(Supplied data):
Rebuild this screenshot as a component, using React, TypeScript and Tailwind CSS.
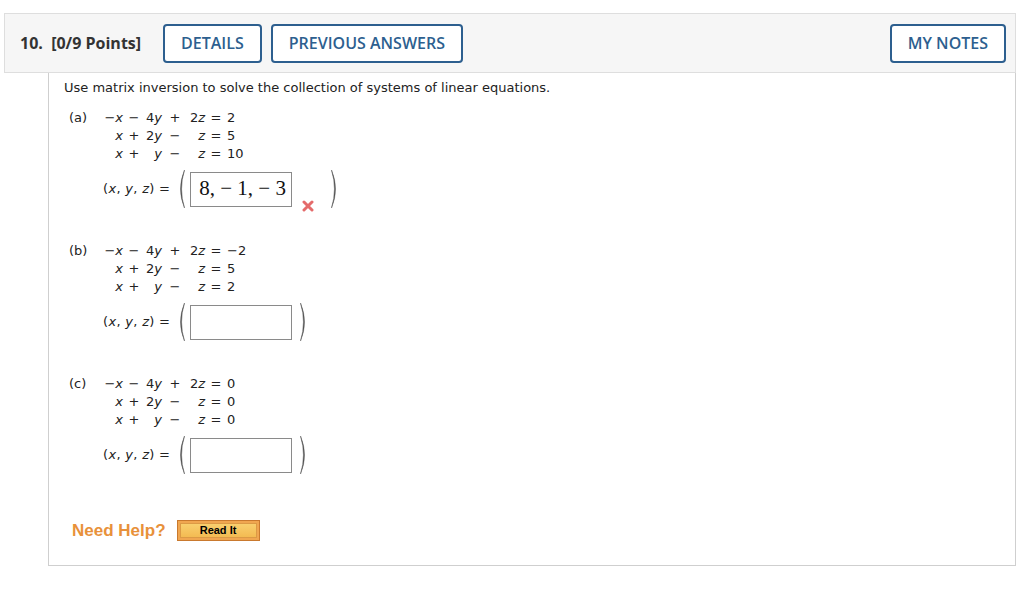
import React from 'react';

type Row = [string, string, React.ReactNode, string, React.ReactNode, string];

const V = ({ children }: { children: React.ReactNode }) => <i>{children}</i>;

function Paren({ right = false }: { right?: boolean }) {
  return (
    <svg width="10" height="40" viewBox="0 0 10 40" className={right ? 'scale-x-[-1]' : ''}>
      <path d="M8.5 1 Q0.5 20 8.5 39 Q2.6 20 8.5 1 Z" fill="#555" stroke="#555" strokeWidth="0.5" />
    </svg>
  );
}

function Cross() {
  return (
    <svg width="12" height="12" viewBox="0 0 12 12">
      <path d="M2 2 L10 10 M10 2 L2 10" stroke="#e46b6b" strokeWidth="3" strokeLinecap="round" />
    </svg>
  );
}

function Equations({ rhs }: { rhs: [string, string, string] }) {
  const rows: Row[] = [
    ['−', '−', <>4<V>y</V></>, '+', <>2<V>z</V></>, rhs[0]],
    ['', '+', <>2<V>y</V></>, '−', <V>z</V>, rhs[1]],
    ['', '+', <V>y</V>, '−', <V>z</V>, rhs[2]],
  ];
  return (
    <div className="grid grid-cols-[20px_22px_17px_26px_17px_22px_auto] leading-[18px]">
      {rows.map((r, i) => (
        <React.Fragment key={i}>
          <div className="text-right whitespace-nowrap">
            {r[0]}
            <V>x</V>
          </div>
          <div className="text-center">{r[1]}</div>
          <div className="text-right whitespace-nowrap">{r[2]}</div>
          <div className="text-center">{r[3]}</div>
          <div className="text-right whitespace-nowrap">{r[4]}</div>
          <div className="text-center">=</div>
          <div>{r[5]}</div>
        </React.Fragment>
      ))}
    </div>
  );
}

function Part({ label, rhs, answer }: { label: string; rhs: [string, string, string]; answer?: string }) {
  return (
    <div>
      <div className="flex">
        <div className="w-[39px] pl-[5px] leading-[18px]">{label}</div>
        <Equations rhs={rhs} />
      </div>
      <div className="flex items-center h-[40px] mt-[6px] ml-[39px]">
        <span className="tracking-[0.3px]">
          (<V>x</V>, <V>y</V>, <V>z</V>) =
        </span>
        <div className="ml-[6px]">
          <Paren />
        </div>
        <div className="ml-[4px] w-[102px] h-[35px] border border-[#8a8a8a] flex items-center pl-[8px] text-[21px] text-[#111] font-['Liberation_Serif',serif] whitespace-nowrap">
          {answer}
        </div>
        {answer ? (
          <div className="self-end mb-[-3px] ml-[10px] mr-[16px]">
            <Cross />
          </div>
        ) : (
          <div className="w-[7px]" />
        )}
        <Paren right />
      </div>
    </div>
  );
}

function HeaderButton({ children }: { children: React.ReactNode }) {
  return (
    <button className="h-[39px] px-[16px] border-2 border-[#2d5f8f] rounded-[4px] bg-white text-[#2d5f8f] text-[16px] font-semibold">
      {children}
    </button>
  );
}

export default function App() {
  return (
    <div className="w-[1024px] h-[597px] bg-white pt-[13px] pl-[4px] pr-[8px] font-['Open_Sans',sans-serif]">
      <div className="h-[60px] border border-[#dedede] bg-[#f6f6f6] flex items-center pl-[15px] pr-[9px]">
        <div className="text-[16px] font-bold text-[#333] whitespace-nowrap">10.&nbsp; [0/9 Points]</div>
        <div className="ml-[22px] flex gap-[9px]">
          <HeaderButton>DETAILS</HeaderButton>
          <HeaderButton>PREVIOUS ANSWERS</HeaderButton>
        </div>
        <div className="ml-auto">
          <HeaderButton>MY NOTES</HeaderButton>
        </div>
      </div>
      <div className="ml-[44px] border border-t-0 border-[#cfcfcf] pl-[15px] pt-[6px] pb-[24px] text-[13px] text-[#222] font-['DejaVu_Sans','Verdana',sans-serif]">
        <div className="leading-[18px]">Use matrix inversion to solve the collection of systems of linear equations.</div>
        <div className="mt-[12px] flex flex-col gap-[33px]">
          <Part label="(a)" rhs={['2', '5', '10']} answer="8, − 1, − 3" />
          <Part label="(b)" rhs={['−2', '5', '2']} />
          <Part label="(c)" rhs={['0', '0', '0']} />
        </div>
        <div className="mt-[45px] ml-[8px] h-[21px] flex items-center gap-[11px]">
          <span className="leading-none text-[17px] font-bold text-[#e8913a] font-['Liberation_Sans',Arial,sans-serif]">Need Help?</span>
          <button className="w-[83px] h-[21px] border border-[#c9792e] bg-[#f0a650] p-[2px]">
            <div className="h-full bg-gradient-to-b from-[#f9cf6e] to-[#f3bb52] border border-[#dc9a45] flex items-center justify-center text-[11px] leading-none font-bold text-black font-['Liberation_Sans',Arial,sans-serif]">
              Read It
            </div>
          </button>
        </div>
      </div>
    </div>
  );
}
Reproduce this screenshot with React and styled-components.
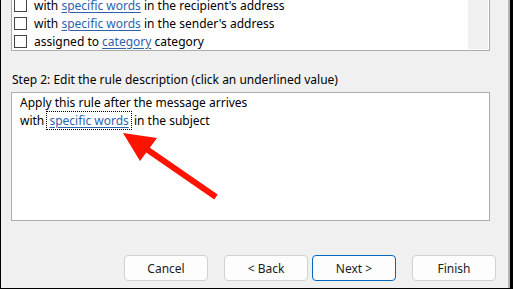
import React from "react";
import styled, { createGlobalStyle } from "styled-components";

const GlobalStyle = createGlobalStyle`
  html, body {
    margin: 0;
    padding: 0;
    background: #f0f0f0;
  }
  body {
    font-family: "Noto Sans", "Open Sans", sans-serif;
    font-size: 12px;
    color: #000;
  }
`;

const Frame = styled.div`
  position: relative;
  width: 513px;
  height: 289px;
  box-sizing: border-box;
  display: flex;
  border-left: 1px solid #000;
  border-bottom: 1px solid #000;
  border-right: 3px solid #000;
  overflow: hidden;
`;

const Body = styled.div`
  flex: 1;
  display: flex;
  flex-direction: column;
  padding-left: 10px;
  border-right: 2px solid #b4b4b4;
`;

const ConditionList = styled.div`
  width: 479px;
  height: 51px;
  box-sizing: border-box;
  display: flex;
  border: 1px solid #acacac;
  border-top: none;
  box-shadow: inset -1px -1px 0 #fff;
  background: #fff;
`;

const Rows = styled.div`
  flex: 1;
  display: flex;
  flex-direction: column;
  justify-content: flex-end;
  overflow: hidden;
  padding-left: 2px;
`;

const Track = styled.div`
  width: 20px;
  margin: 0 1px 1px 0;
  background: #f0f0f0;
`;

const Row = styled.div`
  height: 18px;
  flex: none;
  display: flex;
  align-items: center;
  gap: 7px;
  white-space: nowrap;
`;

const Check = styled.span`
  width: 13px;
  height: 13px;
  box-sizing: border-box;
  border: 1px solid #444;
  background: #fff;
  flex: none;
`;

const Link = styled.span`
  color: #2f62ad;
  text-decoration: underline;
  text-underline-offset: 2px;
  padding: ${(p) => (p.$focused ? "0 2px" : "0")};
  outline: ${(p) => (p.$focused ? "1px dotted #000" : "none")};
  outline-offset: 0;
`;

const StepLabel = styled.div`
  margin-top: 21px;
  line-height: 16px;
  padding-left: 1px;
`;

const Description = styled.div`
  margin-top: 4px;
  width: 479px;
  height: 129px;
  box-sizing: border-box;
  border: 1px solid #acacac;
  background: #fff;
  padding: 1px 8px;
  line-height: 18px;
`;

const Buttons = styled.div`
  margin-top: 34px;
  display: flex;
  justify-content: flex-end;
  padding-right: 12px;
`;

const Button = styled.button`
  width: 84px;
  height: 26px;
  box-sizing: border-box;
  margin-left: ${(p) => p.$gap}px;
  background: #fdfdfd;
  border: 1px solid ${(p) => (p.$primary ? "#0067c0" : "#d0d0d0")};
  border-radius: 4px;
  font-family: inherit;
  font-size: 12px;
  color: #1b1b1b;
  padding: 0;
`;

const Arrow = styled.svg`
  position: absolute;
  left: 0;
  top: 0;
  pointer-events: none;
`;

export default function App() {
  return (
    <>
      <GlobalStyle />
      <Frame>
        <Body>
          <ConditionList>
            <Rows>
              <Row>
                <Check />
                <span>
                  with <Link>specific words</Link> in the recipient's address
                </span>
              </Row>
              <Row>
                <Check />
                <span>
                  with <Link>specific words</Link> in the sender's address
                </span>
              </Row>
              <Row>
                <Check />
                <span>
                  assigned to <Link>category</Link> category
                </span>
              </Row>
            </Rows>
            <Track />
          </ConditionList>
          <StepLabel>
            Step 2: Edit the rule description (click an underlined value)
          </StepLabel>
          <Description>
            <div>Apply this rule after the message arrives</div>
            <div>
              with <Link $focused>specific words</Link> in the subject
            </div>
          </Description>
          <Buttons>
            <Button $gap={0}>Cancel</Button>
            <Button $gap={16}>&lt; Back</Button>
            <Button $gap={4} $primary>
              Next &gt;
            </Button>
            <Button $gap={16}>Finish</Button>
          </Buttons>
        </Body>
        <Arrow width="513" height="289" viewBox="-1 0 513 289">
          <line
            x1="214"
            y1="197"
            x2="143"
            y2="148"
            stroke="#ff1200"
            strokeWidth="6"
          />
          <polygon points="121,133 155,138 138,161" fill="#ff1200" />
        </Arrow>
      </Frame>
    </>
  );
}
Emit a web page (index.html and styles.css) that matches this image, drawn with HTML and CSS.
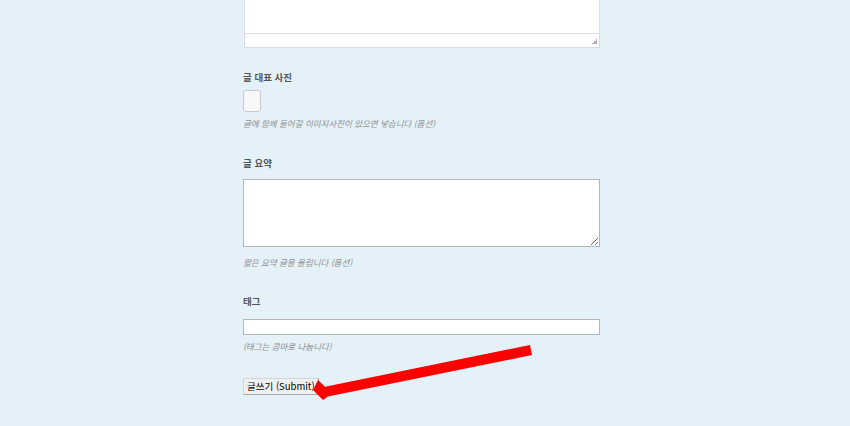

(Written exercise): Across the entries above, how many lines contain "this"? Provide only the count.

(Written response): 4